PROBLEM REQUIREMENTS
For each line in the data below that holds "Tailwind", return a copy.

SUPPLIED ENTRIES
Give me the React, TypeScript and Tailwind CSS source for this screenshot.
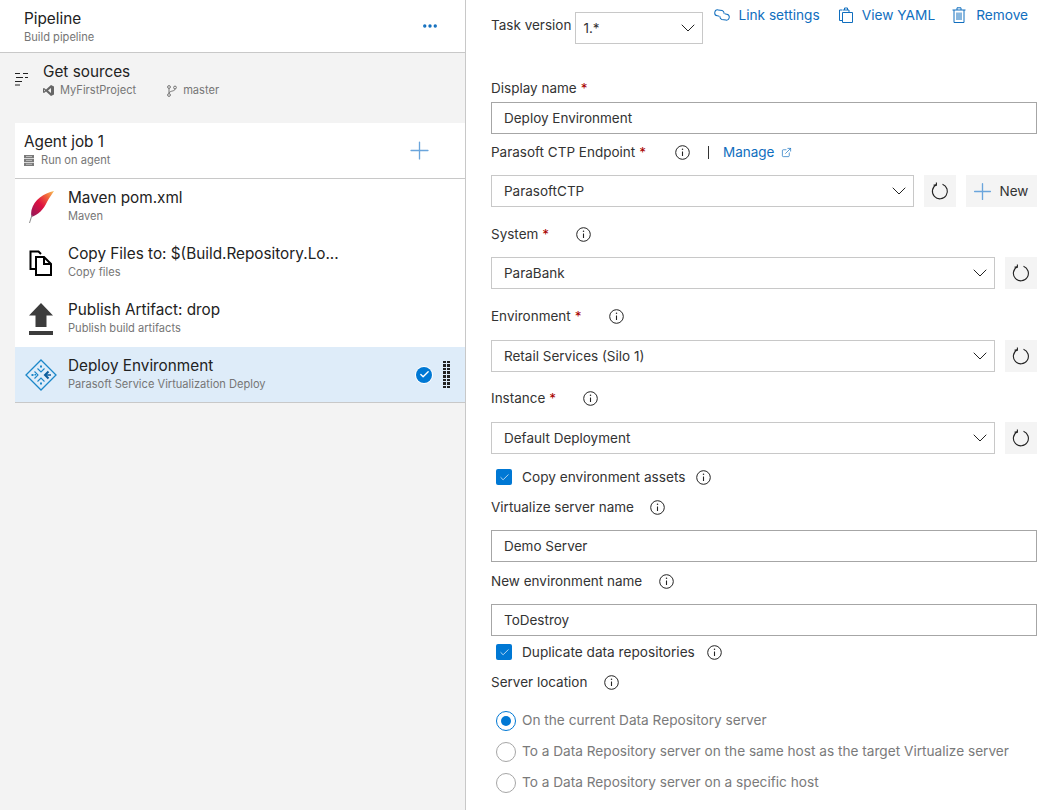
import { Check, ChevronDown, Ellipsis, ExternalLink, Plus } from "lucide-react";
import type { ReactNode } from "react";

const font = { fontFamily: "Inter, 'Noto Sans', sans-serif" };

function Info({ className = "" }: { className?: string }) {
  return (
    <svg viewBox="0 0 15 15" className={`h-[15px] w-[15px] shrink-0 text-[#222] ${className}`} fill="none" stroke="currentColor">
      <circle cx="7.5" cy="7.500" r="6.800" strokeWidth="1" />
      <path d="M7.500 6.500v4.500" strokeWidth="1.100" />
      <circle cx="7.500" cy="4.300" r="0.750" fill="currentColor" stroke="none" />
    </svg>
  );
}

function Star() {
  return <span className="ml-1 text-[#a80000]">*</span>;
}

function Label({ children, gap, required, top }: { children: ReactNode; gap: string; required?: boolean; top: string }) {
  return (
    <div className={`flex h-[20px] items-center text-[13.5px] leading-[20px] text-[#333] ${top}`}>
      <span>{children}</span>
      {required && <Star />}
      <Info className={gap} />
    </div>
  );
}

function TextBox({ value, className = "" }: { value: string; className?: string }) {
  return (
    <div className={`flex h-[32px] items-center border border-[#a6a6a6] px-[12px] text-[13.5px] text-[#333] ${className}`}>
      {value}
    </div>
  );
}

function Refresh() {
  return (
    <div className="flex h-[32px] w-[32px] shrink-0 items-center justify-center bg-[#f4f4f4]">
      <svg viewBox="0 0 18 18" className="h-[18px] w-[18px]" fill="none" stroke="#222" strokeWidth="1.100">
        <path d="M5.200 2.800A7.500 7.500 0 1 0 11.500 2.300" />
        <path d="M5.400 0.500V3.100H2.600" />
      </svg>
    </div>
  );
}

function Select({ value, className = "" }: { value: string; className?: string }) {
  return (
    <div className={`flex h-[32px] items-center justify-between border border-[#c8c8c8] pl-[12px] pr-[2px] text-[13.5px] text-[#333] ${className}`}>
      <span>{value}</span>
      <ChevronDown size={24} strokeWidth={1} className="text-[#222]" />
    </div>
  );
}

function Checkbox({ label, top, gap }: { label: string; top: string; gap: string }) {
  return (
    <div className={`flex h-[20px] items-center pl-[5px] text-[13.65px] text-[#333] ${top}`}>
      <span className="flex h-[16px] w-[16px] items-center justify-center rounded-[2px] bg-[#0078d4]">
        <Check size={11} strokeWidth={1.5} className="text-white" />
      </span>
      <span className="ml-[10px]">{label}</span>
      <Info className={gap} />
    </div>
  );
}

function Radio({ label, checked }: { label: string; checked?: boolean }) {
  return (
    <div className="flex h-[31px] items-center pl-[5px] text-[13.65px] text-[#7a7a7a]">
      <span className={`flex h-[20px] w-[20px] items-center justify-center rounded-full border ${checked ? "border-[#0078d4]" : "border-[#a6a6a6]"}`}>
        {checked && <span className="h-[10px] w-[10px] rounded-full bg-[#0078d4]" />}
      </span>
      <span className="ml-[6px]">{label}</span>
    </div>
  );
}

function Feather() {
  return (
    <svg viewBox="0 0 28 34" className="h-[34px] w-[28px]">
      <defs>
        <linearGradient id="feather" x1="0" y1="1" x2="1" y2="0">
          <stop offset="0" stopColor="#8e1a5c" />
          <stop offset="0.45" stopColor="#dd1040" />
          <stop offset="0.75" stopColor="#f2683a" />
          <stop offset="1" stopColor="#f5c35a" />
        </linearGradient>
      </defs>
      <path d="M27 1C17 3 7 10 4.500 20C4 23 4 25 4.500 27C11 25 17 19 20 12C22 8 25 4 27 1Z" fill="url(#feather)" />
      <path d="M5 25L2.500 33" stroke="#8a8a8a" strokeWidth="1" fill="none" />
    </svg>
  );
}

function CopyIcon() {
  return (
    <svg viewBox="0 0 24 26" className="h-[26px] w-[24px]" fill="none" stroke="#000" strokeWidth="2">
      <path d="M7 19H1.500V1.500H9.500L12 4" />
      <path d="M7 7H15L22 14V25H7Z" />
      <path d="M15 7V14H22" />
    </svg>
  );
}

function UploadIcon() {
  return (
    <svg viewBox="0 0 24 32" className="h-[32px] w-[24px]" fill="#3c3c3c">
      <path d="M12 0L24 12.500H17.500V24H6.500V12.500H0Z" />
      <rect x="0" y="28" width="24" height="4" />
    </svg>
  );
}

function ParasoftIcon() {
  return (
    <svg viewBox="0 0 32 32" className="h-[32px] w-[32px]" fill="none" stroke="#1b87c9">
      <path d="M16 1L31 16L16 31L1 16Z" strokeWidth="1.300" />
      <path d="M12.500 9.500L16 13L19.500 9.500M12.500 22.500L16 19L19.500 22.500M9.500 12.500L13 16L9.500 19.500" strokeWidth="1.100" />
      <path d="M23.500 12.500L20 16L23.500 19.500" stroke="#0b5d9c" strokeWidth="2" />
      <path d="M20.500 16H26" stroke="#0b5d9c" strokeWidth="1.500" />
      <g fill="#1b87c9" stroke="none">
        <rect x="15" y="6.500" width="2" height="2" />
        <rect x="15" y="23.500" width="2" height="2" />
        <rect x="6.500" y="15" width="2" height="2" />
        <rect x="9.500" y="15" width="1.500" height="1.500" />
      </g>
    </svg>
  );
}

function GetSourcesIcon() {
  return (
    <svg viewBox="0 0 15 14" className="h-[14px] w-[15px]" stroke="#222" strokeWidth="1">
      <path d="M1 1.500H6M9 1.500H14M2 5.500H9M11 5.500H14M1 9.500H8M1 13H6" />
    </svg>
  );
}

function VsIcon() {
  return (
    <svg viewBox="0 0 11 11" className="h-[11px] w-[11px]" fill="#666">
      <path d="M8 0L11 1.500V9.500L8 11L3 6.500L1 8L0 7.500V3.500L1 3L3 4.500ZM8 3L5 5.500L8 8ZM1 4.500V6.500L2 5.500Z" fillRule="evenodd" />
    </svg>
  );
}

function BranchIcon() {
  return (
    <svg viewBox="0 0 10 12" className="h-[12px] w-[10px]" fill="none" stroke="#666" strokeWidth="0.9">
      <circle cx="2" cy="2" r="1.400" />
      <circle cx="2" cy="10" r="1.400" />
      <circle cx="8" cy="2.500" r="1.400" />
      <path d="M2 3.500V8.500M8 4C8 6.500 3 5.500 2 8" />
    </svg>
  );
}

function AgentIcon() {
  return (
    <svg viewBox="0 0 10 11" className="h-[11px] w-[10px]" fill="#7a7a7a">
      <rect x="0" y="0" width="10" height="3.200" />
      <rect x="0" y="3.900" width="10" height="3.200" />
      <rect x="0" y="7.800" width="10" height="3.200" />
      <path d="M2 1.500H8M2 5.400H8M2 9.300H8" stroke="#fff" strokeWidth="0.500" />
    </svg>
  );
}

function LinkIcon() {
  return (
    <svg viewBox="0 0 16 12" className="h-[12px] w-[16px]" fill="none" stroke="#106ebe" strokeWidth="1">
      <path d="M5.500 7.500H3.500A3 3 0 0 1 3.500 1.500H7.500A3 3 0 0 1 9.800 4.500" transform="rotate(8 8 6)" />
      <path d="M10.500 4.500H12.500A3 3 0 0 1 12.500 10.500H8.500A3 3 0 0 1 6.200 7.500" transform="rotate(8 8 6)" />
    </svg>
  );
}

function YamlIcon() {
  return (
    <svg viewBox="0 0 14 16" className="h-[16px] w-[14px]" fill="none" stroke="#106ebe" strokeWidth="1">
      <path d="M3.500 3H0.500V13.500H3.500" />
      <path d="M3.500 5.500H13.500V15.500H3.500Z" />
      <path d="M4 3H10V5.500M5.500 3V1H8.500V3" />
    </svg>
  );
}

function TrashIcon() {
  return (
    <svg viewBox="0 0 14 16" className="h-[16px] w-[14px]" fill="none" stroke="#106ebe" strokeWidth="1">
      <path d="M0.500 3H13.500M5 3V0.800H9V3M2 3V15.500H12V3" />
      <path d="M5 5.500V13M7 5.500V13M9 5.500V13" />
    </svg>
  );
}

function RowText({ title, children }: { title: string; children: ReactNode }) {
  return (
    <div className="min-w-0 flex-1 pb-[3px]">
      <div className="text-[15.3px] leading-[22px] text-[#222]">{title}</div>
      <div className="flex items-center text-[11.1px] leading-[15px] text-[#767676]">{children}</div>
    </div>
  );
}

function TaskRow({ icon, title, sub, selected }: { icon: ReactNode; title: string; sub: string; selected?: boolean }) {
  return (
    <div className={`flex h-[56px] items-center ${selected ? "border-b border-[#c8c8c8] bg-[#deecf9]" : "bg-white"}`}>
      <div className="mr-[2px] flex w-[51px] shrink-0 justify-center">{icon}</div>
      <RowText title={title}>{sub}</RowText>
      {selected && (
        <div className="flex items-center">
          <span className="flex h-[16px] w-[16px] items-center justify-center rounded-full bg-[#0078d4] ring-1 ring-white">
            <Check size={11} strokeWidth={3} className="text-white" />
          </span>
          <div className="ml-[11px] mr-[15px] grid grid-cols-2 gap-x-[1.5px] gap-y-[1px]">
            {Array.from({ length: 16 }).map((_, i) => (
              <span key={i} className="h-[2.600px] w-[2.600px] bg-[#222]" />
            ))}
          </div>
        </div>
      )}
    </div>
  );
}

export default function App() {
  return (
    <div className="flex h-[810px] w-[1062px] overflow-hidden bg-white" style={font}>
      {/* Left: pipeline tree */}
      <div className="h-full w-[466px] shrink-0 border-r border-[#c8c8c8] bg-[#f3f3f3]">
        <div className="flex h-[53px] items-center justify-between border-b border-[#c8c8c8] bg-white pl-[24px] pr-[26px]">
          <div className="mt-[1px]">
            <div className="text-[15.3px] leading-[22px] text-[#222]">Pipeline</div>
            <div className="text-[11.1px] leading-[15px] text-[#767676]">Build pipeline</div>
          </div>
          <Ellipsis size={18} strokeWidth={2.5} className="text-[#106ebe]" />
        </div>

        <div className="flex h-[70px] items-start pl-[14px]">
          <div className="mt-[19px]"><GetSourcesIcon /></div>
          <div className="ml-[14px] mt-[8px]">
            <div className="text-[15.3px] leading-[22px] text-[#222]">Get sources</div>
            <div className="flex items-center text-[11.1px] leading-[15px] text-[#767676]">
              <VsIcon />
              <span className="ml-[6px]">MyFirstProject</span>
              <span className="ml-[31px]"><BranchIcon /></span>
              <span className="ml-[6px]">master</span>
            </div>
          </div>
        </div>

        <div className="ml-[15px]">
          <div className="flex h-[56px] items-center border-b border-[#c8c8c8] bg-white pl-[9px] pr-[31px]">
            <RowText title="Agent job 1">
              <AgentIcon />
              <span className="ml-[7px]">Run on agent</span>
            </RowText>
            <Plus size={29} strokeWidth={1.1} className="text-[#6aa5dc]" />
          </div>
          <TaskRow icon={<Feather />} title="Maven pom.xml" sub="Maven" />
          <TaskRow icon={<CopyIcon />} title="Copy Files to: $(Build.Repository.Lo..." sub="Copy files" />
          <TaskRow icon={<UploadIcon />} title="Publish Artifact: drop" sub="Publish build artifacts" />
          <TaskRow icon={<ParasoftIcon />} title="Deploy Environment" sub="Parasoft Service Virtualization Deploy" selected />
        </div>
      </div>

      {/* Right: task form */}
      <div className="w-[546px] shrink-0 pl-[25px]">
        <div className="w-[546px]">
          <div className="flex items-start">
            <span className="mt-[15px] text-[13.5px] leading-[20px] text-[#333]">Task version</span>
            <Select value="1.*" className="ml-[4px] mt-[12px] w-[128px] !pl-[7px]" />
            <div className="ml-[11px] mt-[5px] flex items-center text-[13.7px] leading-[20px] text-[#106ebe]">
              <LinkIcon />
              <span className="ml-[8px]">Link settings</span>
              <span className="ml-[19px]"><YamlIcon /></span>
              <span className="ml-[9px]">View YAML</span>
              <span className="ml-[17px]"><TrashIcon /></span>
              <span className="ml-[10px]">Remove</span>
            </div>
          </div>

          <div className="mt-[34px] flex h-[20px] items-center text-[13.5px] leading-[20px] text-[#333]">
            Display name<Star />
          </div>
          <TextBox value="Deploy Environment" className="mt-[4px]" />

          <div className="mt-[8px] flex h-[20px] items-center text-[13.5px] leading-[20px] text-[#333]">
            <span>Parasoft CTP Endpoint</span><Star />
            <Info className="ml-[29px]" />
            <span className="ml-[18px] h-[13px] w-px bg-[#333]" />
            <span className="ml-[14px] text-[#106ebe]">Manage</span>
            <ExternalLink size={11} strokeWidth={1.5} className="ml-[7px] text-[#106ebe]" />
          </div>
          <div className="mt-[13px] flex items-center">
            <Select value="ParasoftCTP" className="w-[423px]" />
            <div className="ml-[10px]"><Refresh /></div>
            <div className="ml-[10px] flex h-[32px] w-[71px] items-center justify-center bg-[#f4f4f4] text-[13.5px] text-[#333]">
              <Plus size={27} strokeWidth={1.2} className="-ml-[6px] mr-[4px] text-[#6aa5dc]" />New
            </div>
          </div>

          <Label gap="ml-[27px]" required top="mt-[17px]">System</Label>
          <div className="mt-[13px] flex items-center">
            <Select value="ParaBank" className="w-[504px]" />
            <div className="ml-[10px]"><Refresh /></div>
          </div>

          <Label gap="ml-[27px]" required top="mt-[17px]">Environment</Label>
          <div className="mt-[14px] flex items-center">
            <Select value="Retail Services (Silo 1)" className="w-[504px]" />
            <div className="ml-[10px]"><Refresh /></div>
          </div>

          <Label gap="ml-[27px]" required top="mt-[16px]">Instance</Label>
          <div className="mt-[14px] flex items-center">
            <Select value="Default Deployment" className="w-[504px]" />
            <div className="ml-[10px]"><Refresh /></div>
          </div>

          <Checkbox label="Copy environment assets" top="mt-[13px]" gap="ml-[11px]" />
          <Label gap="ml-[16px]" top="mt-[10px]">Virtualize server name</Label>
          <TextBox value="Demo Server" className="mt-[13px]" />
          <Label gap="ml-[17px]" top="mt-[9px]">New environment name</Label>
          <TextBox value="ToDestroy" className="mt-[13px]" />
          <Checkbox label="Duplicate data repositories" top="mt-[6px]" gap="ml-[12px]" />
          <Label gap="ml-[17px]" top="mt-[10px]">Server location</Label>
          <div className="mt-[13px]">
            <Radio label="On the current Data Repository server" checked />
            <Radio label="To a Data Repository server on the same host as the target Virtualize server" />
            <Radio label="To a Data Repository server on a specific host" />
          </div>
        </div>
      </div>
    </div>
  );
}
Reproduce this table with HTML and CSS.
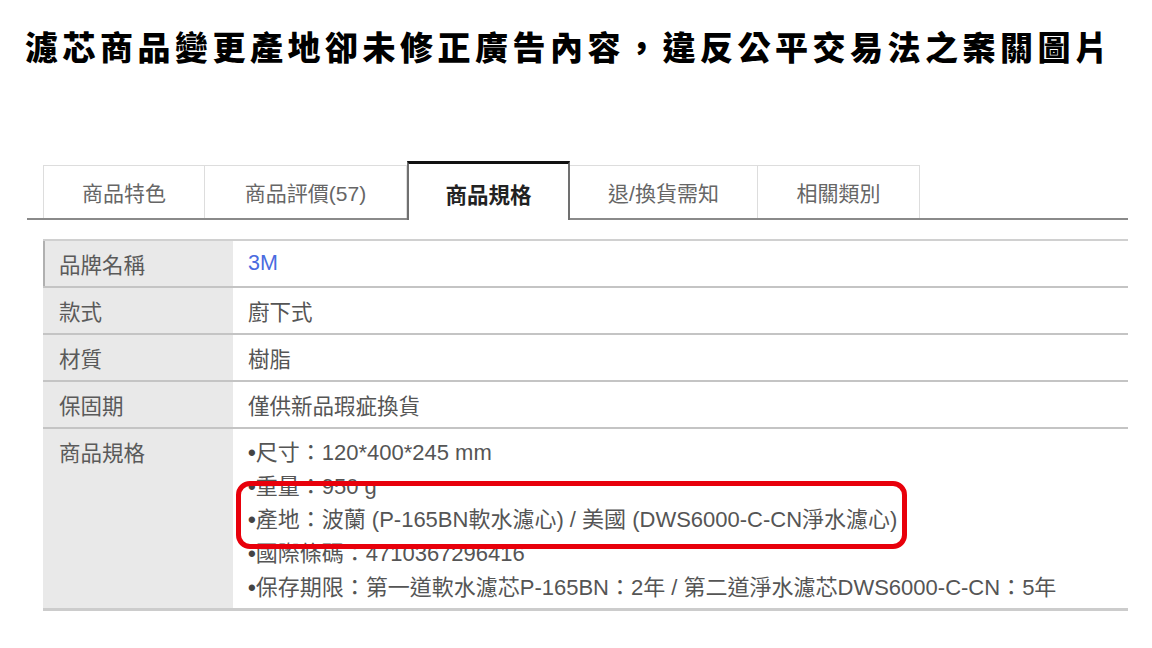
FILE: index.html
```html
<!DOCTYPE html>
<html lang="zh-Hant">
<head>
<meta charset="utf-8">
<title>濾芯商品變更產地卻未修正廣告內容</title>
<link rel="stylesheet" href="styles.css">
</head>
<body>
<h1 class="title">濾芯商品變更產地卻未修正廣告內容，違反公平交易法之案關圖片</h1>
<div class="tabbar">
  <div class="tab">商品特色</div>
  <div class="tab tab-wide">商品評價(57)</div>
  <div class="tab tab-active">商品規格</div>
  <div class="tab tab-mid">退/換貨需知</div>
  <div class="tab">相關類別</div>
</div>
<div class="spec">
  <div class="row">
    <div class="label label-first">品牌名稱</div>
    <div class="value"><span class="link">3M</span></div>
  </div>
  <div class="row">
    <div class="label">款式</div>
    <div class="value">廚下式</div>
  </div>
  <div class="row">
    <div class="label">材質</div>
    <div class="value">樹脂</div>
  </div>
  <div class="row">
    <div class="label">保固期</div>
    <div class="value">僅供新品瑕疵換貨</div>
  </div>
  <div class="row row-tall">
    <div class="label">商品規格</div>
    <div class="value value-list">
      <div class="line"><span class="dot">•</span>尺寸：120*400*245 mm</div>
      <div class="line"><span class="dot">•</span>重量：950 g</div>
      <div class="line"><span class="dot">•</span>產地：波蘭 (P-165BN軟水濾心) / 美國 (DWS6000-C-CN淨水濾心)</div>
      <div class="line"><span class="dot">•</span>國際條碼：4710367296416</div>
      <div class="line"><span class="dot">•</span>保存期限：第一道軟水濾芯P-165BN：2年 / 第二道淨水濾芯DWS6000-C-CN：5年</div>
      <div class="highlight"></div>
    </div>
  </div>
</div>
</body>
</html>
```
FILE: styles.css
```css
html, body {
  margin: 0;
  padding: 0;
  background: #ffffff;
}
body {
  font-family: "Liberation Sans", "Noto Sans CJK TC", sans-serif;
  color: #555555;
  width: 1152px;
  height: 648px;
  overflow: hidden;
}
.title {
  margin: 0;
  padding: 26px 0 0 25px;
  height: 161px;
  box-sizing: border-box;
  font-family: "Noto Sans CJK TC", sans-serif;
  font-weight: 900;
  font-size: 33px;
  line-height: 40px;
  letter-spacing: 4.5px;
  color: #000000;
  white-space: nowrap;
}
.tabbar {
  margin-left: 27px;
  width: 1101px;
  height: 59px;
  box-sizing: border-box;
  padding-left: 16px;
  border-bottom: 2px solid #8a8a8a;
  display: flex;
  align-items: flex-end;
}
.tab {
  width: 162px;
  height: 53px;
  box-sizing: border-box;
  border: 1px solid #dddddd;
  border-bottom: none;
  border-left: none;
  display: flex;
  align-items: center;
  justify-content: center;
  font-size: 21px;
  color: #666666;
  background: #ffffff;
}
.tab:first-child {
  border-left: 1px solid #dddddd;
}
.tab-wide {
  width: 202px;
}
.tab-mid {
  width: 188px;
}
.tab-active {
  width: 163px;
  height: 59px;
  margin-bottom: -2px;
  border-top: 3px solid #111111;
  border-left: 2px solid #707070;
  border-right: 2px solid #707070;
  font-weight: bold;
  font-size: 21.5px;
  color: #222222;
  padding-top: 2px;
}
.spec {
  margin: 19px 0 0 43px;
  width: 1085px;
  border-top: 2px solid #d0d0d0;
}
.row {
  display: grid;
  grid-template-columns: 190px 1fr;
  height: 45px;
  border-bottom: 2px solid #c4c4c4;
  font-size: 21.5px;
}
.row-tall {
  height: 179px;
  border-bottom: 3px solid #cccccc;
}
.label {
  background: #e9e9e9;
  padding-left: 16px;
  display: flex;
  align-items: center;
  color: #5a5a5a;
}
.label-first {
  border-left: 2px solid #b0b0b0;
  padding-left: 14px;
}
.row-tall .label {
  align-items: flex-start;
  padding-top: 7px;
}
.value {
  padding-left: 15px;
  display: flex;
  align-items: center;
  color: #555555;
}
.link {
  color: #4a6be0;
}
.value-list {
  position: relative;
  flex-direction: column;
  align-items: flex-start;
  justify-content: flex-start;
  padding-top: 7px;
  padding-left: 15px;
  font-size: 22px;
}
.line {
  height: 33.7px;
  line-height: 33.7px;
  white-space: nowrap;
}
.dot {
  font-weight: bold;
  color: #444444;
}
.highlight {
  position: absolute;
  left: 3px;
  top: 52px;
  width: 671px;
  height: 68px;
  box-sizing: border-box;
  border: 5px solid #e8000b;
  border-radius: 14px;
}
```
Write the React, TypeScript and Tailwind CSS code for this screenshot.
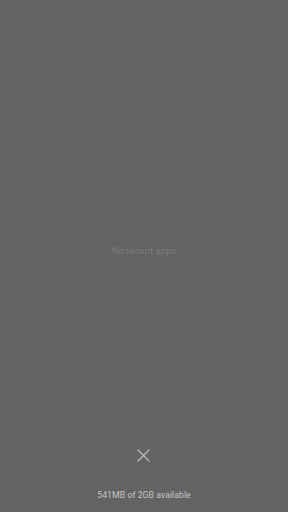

SOLVED PROBLEM
Give me the React, TypeScript and Tailwind CSS source for this screenshot.
Write the React, TypeScript and Tailwind CSS code for this screenshot.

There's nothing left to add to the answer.